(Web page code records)
◇ ◇ ◇ ◇ ◇ ◇ ◇

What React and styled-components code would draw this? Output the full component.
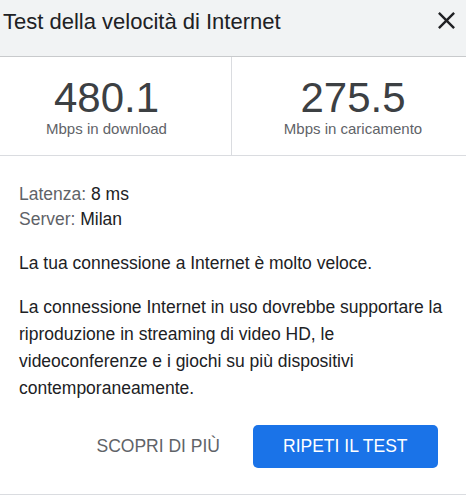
import React from 'react'
import styled, { createGlobalStyle } from 'styled-components'

const GlobalStyle = createGlobalStyle`
  body {
    margin: 0;
    background: #ffffff;
    font-family: "Liberation Sans", Arial, sans-serif;
  }
`

const Panel = styled.div`
  width: 466px;
  height: 498px;
  background: #ffffff;
  color: #202124;
  overflow: hidden;
`

const Header = styled.div`
  display: flex;
  justify-content: space-between;
  align-items: flex-start;
  height: 57px;
  padding: 6px 5px 0 3px;
  box-sizing: border-box;
  background: #f1f3f4;
  border-bottom: 1px solid #c8cacc;
`

const Title = styled.h1`
  margin: 3px 0 0;
  font-size: 22px;
  line-height: 25px;
  font-weight: 400;
  color: #202124;
`

const CloseButton = styled.button`
  display: flex;
  padding: 0;
  border: none;
  background: none;
  color: #202124;
  cursor: pointer;
`

const Stats = styled.div`
  display: grid;
  grid-template-columns: 231px 1fr;
  border-bottom: 1px solid #dadce0;
`

const Stat = styled.div`
  display: flex;
  flex-direction: column;
  align-items: center;
  padding: 18px 0 17px;
  padding-right: ${p => (p.$first ? '18px' : '0')};
  padding-left: ${p => (p.$first ? '0' : '8px')};
  border-left: ${p => (p.$first ? 'none' : '1px solid #dadce0')};
`

const Value = styled.div`
  font-size: 42px;
  line-height: 45px;
  color: #3c4043;
`

const Unit = styled.div`
  font-size: 15px;
  line-height: 18px;
  color: #5f6368;
`

const Body = styled.div`
  padding: 26px 19px 0;
  font-size: 17.5px;
`

const Info = styled.div`
  line-height: 25px;
  margin-bottom: 18px;
`

const Label = styled.span`
  color: #5f6368;
`

const Text = styled.p`
  margin: 0 0 17px;
  line-height: 27px;
  color: #202124;
`

const Footer = styled.div`
  display: flex;
  justify-content: flex-end;
  align-items: center;
  gap: 2px;
  padding: 6px 28px 26px 0;
  border-bottom: 1px solid #dadce0;
`

const Button = styled.button`
  height: 43px;
  padding: 0 30.5px;
  border: none;
  border-radius: 5px;
  font-family: "Liberation Sans", Arial, sans-serif;
  font-size: 17.5px;
  background: ${p => (p.$primary ? '#1a73e8' : 'transparent')};
  color: ${p => (p.$primary ? '#ffffff' : '#5f6368')};
  cursor: pointer;
`

export default function App() {
  return (
    <Panel>
      <GlobalStyle />
      <Header>
        <Title>Test della velocità di Internet</Title>
        <CloseButton aria-label="Chiudi">
          <svg width="29" height="29" viewBox="0 0 24 24" fill="currentColor">
            <path d="M19 6.41L17.59 5 12 10.59 6.41 5 5 6.41 10.59 12 5 17.59 6.41 19 12 13.41 17.59 19 19 17.59 13.41 12z" />
          </svg>
        </CloseButton>
      </Header>

      <Stats>
        <Stat $first>
          <Value>480.1</Value>
          <Unit>Mbps in download</Unit>
        </Stat>
        <Stat>
          <Value>275.5</Value>
          <Unit>Mbps in caricamento</Unit>
        </Stat>
      </Stats>

      <Body>
        <Info>
          <div><Label>Latenza:</Label> 8 ms</div>
          <div><Label>Server:</Label> Milan</div>
        </Info>
        <Text>La tua connessione a Internet è molto veloce.</Text>
        <Text>
          La connessione Internet in uso dovrebbe supportare la riproduzione in
          streaming di video HD, le videoconferenze e i giochi su più dispositivi
          contemporaneamente.
        </Text>
      </Body>

      <Footer>
        <Button>SCOPRI DI PIÙ</Button>
        <Button $primary>RIPETI IL TEST</Button>
      </Footer>
    </Panel>
  )
}
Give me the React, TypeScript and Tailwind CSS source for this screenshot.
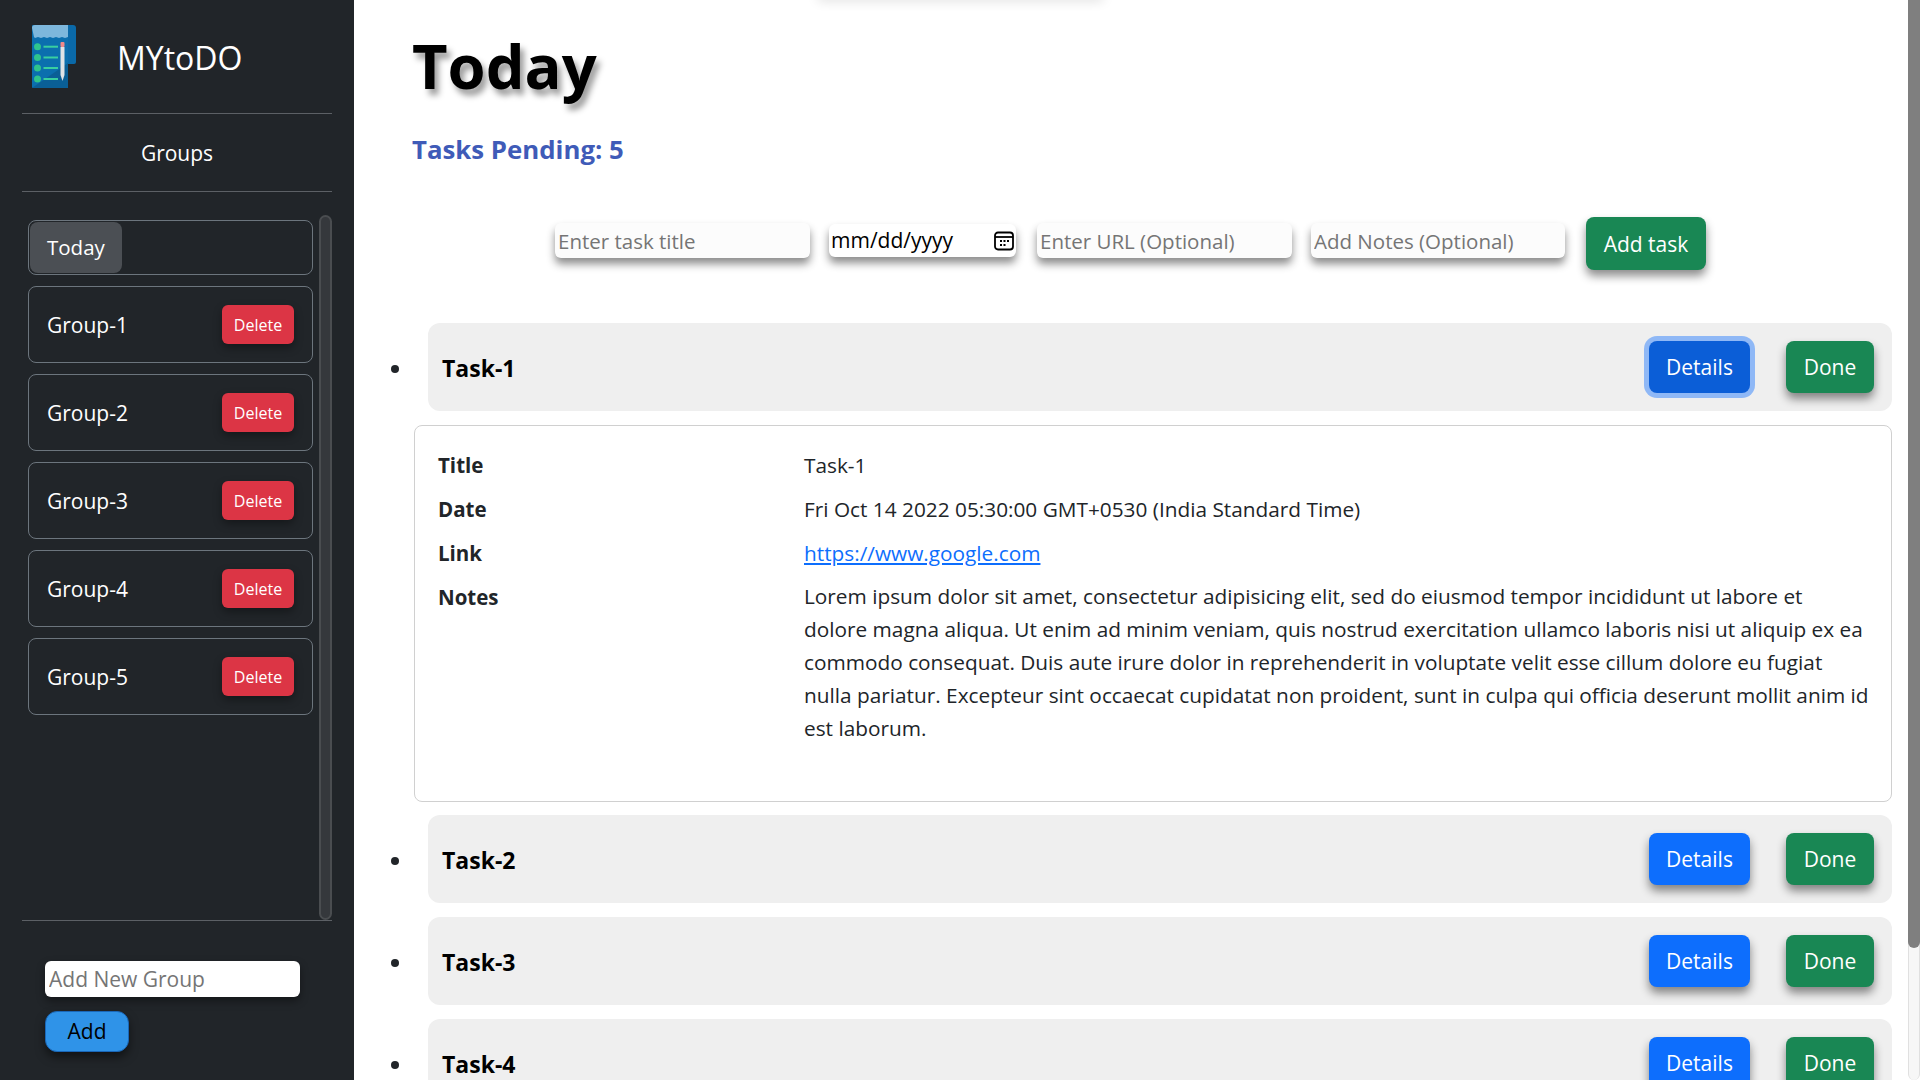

◇ ◇ ◇ ◇ ◇ ◇ ◇

Repeat each line of the records above exactly, but do not copy the pictures.

What React and styled-components code would draw this? Output the full component.
import React from 'react'
import styled, { createGlobalStyle } from 'styled-components'

const GlobalStyle = createGlobalStyle`
  body {
    margin: 0;
    background: #ffffff;
    font-family: "Liberation Sans", Arial, sans-serif;
  }
`

const Panel = styled.div`
  width: 466px;
  height: 498px;
  background: #ffffff;
  color: #202124;
  overflow: hidden;
`

const Header = styled.div`
  display: flex;
  justify-content: space-between;
  align-items: flex-start;
  height: 57px;
  padding: 6px 5px 0 3px;
  box-sizing: border-box;
  background: #f1f3f4;
  border-bottom: 1px solid #c8cacc;
`

const Title = styled.h1`
  margin: 3px 0 0;
  font-size: 22px;
  line-height: 25px;
  font-weight: 400;
  color: #202124;
`

const CloseButton = styled.button`
  display: flex;
  padding: 0;
  border: none;
  background: none;
  color: #202124;
  cursor: pointer;
`

const Stats = styled.div`
  display: grid;
  grid-template-columns: 231px 1fr;
  border-bottom: 1px solid #dadce0;
`

const Stat = styled.div`
  display: flex;
  flex-direction: column;
  align-items: center;
  padding: 18px 0 17px;
  padding-right: ${p => (p.$first ? '18px' : '0')};
  padding-left: ${p => (p.$first ? '0' : '8px')};
  border-left: ${p => (p.$first ? 'none' : '1px solid #dadce0')};
`

const Value = styled.div`
  font-size: 42px;
  line-height: 45px;
  color: #3c4043;
`

const Unit = styled.div`
  font-size: 15px;
  line-height: 18px;
  color: #5f6368;
`

const Body = styled.div`
  padding: 26px 19px 0;
  font-size: 17.5px;
`

const Info = styled.div`
  line-height: 25px;
  margin-bottom: 18px;
`

const Label = styled.span`
  color: #5f6368;
`

const Text = styled.p`
  margin: 0 0 17px;
  line-height: 27px;
  color: #202124;
`

const Footer = styled.div`
  display: flex;
  justify-content: flex-end;
  align-items: center;
  gap: 2px;
  padding: 6px 28px 26px 0;
  border-bottom: 1px solid #dadce0;
`

const Button = styled.button`
  height: 43px;
  padding: 0 30.5px;
  border: none;
  border-radius: 5px;
  font-family: "Liberation Sans", Arial, sans-serif;
  font-size: 17.5px;
  background: ${p => (p.$primary ? '#1a73e8' : 'transparent')};
  color: ${p => (p.$primary ? '#ffffff' : '#5f6368')};
  cursor: pointer;
`

export default function App() {
  return (
    <Panel>
      <GlobalStyle />
      <Header>
        <Title>Test della velocità di Internet</Title>
        <CloseButton aria-label="Chiudi">
          <svg width="29" height="29" viewBox="0 0 24 24" fill="currentColor">
            <path d="M19 6.41L17.59 5 12 10.59 6.41 5 5 6.41 10.59 12 5 17.59 6.41 19 12 13.41 17.59 19 19 17.59 13.41 12z" />
          </svg>
        </CloseButton>
      </Header>

      <Stats>
        <Stat $first>
          <Value>480.1</Value>
          <Unit>Mbps in download</Unit>
        </Stat>
        <Stat>
          <Value>275.5</Value>
          <Unit>Mbps in caricamento</Unit>
        </Stat>
      </Stats>

      <Body>
        <Info>
          <div><Label>Latenza:</Label> 8 ms</div>
          <div><Label>Server:</Label> Milan</div>
        </Info>
        <Text>La tua connessione a Internet è molto veloce.</Text>
        <Text>
          La connessione Internet in uso dovrebbe supportare la riproduzione in
          streaming di video HD, le videoconferenze e i giochi su più dispositivi
          contemporaneamente.
        </Text>
      </Body>

      <Footer>
        <Button>SCOPRI DI PIÙ</Button>
        <Button $primary>RIPETI IL TEST</Button>
      </Footer>
    </Panel>
  )
}
Give me the React, TypeScript and Tailwind CSS source for this screenshot.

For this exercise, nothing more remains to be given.